START Data for this exercise

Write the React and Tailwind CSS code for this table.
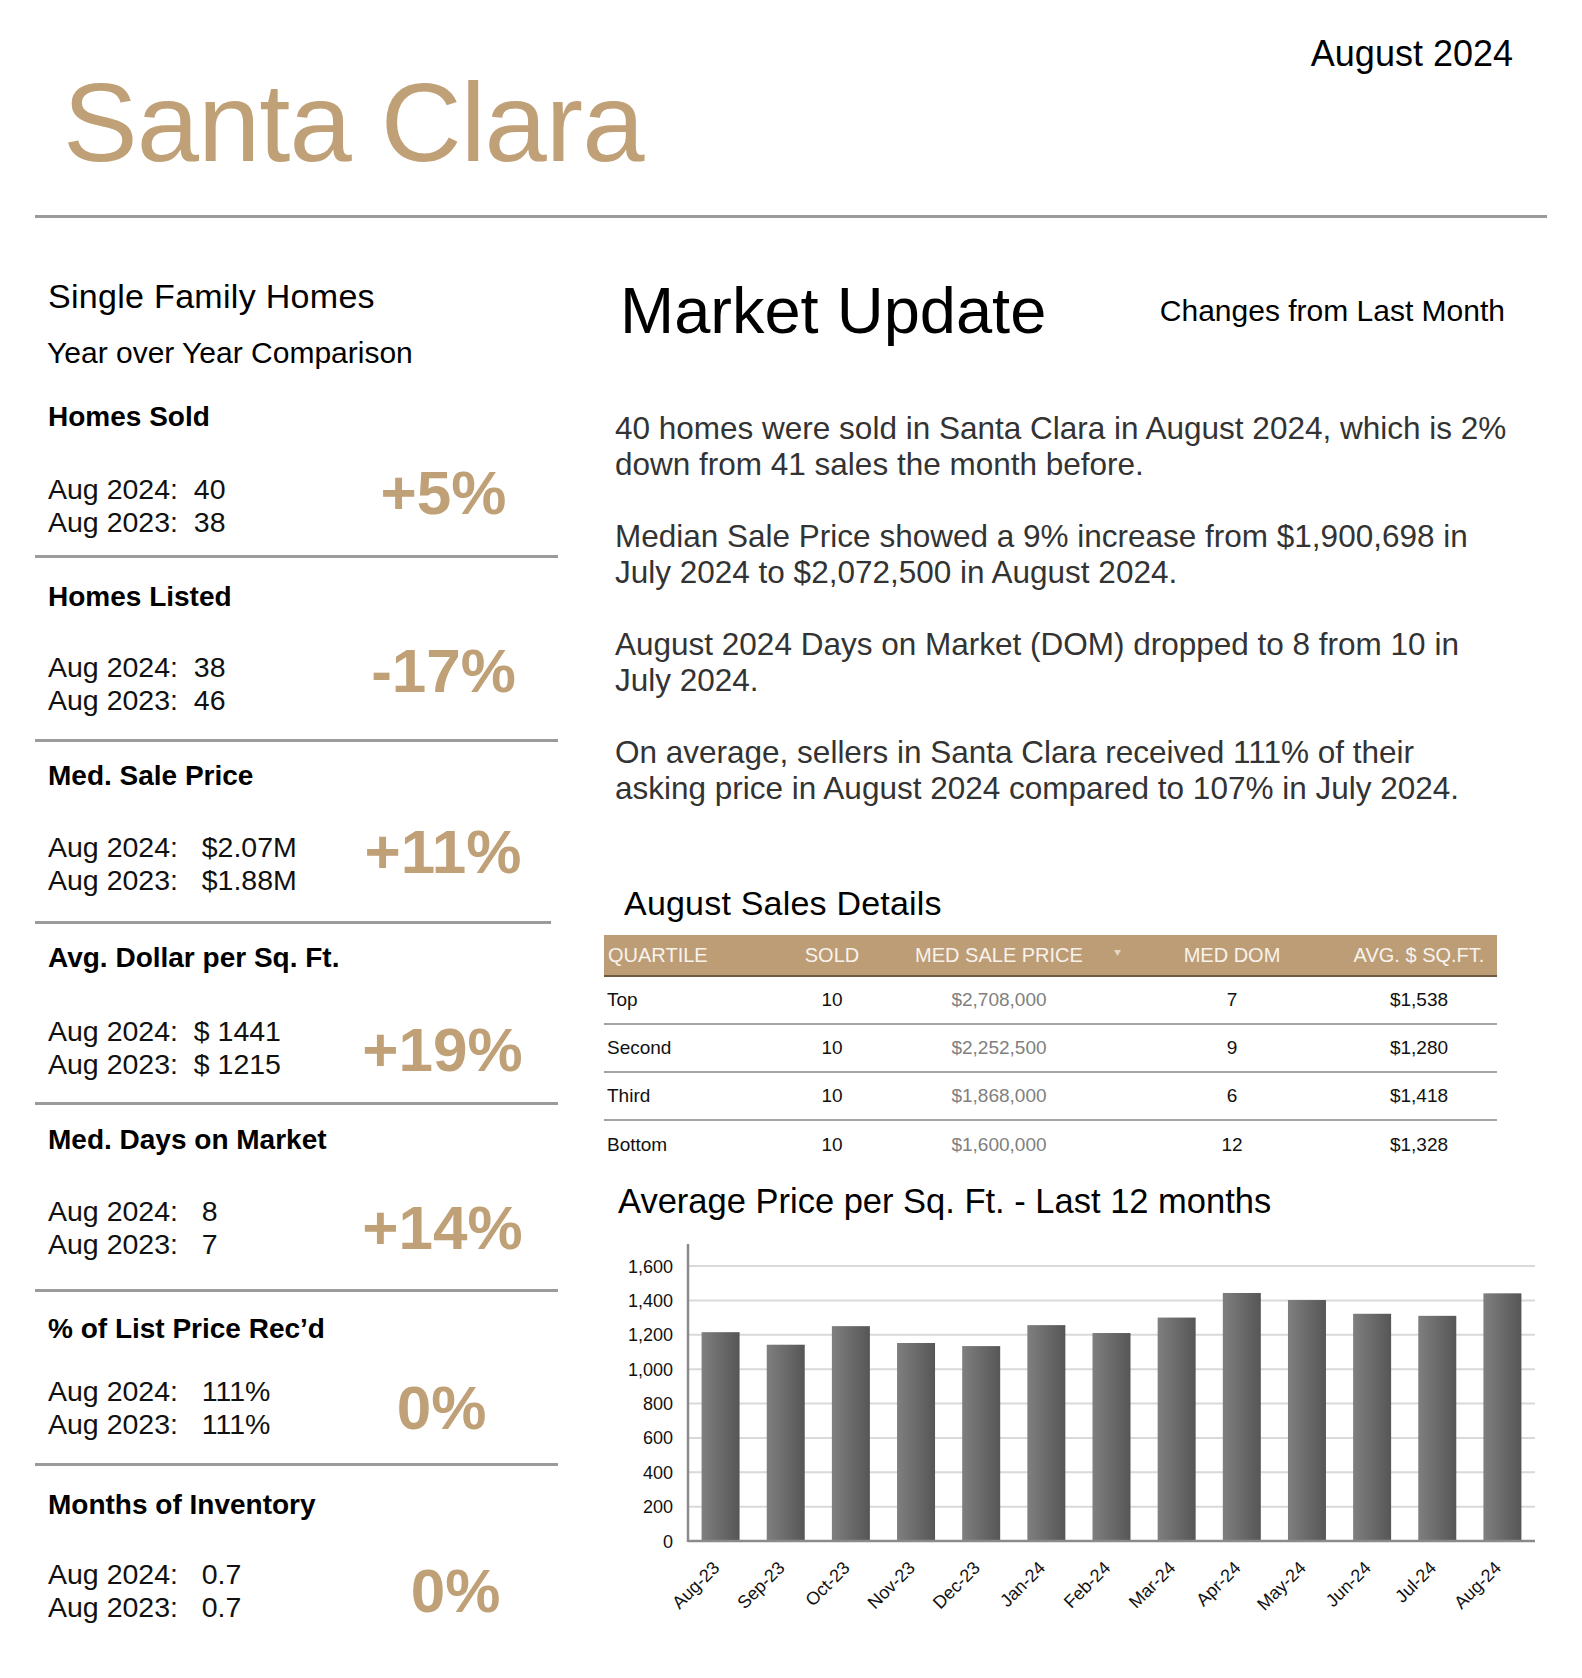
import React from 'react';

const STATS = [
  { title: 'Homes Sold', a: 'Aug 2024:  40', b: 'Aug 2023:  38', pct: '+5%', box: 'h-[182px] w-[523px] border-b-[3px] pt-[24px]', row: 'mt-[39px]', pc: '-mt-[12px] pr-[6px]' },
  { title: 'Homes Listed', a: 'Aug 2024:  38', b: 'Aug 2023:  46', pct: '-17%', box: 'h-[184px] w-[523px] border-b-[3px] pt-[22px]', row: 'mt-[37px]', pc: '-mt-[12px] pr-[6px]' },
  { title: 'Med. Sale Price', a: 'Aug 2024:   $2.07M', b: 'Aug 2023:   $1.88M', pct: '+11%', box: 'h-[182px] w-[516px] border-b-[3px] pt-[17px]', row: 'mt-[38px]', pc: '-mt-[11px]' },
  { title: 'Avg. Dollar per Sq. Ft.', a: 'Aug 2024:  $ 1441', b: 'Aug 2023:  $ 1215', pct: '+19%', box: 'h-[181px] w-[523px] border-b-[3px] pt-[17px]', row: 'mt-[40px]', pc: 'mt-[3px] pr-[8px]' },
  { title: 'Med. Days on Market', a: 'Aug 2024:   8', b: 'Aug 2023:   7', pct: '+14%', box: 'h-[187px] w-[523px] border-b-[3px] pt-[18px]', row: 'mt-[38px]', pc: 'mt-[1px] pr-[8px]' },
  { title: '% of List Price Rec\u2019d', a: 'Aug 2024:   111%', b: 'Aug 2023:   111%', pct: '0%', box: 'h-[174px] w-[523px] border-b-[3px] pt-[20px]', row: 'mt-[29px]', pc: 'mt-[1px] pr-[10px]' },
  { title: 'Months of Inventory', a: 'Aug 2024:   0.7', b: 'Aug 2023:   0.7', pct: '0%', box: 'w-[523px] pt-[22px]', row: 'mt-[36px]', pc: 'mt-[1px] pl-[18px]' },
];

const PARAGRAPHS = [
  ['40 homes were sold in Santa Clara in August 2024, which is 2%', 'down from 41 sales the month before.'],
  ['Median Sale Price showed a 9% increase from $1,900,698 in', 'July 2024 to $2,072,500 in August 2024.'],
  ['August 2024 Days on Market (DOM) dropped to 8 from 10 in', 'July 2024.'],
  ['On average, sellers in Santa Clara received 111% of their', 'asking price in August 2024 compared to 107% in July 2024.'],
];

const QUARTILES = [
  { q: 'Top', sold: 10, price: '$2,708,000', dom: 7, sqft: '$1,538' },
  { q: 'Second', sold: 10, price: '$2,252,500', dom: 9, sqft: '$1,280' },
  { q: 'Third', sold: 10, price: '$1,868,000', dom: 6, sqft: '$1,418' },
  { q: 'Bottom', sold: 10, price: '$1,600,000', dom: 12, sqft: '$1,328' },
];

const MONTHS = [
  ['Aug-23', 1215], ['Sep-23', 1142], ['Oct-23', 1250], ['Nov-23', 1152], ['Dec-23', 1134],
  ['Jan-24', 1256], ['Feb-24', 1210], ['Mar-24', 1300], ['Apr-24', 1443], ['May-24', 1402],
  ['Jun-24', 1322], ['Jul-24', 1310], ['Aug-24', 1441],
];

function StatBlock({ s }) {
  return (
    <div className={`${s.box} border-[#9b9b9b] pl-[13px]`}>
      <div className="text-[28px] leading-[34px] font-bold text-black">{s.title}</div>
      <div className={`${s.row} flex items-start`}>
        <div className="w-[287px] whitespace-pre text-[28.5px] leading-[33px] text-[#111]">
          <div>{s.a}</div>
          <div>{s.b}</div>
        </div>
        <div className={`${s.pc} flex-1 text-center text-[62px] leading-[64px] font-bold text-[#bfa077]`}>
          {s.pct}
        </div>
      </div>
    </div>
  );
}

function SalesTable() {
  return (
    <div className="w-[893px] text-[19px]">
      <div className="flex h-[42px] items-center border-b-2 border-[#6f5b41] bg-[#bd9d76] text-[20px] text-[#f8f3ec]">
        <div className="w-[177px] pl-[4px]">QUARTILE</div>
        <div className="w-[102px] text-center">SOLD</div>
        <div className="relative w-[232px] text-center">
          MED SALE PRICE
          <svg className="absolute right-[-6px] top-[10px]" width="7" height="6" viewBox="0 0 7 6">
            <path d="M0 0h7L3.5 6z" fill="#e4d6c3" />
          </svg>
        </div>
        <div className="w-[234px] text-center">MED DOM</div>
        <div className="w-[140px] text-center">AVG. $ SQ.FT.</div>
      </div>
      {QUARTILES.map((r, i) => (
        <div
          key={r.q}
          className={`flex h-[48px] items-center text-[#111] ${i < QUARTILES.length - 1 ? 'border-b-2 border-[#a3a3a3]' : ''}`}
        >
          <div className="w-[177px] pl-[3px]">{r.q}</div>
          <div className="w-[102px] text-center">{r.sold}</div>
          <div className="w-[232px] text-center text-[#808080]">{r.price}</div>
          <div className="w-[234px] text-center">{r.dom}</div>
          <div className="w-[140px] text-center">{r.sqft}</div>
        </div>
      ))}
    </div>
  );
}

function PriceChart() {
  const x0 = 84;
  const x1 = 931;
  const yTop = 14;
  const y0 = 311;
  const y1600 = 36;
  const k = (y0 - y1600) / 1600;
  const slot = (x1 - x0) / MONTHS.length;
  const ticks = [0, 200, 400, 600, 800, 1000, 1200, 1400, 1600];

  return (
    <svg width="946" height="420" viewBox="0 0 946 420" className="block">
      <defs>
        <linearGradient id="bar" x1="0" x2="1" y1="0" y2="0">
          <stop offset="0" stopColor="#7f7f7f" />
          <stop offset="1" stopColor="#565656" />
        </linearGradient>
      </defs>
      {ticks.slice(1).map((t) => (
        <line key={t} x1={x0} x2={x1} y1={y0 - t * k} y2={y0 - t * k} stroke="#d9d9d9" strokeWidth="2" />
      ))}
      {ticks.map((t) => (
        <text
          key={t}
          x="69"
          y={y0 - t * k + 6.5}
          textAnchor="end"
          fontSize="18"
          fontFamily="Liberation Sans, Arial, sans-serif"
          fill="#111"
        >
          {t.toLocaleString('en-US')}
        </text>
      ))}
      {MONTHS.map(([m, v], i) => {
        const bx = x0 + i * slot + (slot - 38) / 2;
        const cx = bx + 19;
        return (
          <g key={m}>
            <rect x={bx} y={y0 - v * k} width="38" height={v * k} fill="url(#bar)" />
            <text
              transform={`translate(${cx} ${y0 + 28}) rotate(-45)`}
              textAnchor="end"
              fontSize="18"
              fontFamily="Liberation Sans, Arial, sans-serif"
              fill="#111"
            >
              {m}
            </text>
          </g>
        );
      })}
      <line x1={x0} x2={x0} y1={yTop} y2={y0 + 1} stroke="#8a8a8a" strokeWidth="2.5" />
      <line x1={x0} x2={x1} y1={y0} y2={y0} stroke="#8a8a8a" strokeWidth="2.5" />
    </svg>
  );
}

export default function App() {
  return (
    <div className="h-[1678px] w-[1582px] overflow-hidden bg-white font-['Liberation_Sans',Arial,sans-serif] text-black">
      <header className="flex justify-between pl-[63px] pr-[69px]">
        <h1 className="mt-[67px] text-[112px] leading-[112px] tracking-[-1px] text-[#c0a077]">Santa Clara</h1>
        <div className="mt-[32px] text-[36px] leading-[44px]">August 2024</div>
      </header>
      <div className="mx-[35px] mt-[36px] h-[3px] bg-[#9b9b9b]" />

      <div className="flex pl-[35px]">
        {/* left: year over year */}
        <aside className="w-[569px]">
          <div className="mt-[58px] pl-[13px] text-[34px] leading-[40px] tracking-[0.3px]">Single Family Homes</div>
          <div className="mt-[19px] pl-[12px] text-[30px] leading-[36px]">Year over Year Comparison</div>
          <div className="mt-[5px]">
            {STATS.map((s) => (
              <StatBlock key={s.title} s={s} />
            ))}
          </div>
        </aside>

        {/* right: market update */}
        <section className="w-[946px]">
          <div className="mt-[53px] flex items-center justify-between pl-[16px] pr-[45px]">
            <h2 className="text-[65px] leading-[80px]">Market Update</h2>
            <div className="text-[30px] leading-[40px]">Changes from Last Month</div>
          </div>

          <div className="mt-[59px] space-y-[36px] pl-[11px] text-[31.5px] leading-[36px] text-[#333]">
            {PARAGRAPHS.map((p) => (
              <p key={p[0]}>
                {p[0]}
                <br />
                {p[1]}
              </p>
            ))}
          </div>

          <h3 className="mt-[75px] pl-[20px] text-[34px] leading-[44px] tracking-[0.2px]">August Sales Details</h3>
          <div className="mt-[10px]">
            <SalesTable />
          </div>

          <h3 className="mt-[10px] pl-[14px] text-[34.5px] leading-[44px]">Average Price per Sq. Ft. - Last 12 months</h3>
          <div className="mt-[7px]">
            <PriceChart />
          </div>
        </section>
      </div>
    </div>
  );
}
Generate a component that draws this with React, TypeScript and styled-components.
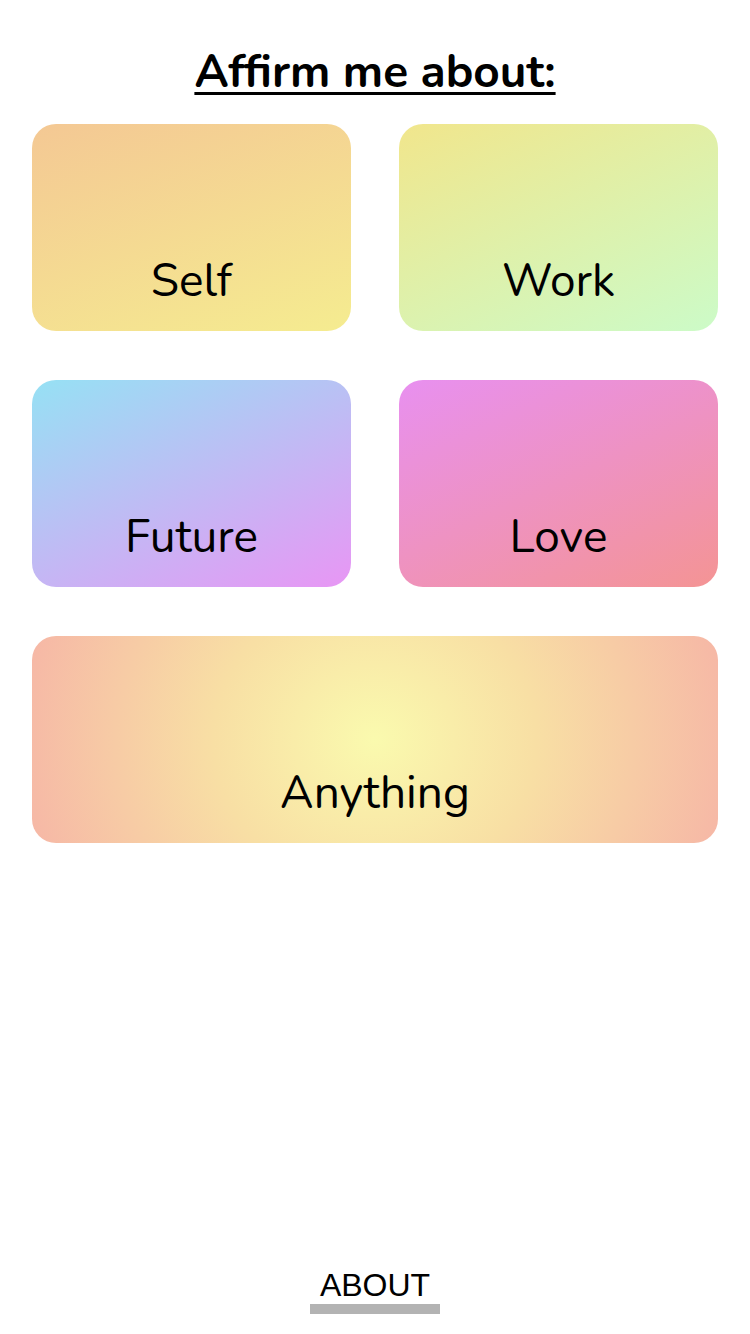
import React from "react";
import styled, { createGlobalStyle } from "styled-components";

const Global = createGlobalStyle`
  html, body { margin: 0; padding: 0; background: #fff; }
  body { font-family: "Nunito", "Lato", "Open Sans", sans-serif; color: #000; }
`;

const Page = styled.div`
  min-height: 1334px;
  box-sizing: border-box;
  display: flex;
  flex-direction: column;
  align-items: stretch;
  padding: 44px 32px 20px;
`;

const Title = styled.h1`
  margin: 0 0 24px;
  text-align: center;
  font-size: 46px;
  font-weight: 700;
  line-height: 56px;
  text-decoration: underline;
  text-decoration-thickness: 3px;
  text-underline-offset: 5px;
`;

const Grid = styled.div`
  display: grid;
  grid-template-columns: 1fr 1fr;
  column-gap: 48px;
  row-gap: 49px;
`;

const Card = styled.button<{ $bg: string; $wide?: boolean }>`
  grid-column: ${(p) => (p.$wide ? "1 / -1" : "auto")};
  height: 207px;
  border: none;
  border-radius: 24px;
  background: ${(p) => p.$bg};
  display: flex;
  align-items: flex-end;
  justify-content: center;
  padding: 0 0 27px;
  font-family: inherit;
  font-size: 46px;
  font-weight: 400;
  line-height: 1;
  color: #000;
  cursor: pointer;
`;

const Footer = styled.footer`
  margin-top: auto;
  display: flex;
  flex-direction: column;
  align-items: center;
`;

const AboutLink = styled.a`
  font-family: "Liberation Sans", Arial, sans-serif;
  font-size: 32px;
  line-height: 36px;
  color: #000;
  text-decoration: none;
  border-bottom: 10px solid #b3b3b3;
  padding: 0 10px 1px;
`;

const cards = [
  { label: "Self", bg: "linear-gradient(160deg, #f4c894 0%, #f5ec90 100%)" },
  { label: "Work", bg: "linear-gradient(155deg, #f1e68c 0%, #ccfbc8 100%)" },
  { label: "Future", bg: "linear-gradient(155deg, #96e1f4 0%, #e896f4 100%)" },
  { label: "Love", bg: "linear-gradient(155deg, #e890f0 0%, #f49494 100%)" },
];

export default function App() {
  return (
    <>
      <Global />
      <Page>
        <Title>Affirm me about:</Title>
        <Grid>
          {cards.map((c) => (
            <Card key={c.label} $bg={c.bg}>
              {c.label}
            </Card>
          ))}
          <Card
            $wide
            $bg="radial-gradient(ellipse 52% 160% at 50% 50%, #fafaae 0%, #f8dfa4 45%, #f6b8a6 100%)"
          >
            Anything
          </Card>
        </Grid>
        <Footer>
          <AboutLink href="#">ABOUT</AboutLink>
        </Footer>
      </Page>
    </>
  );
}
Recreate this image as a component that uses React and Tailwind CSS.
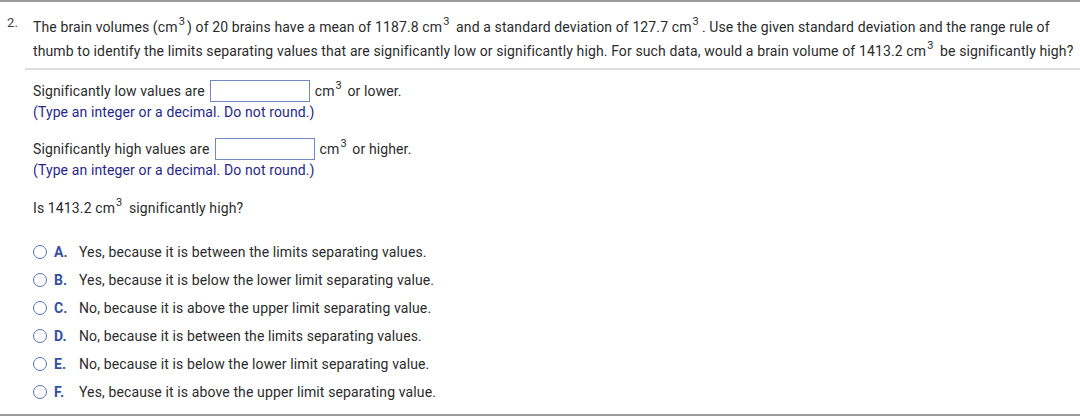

END Data for this exercise

▶ _Written exercise_
Skip the pictures, please, and transcribe only the lines from the beginning of the material through the one that contains "import React from 'react';".

▶ _Task output_
Write the React and Tailwind CSS code for this table.
import React from 'react';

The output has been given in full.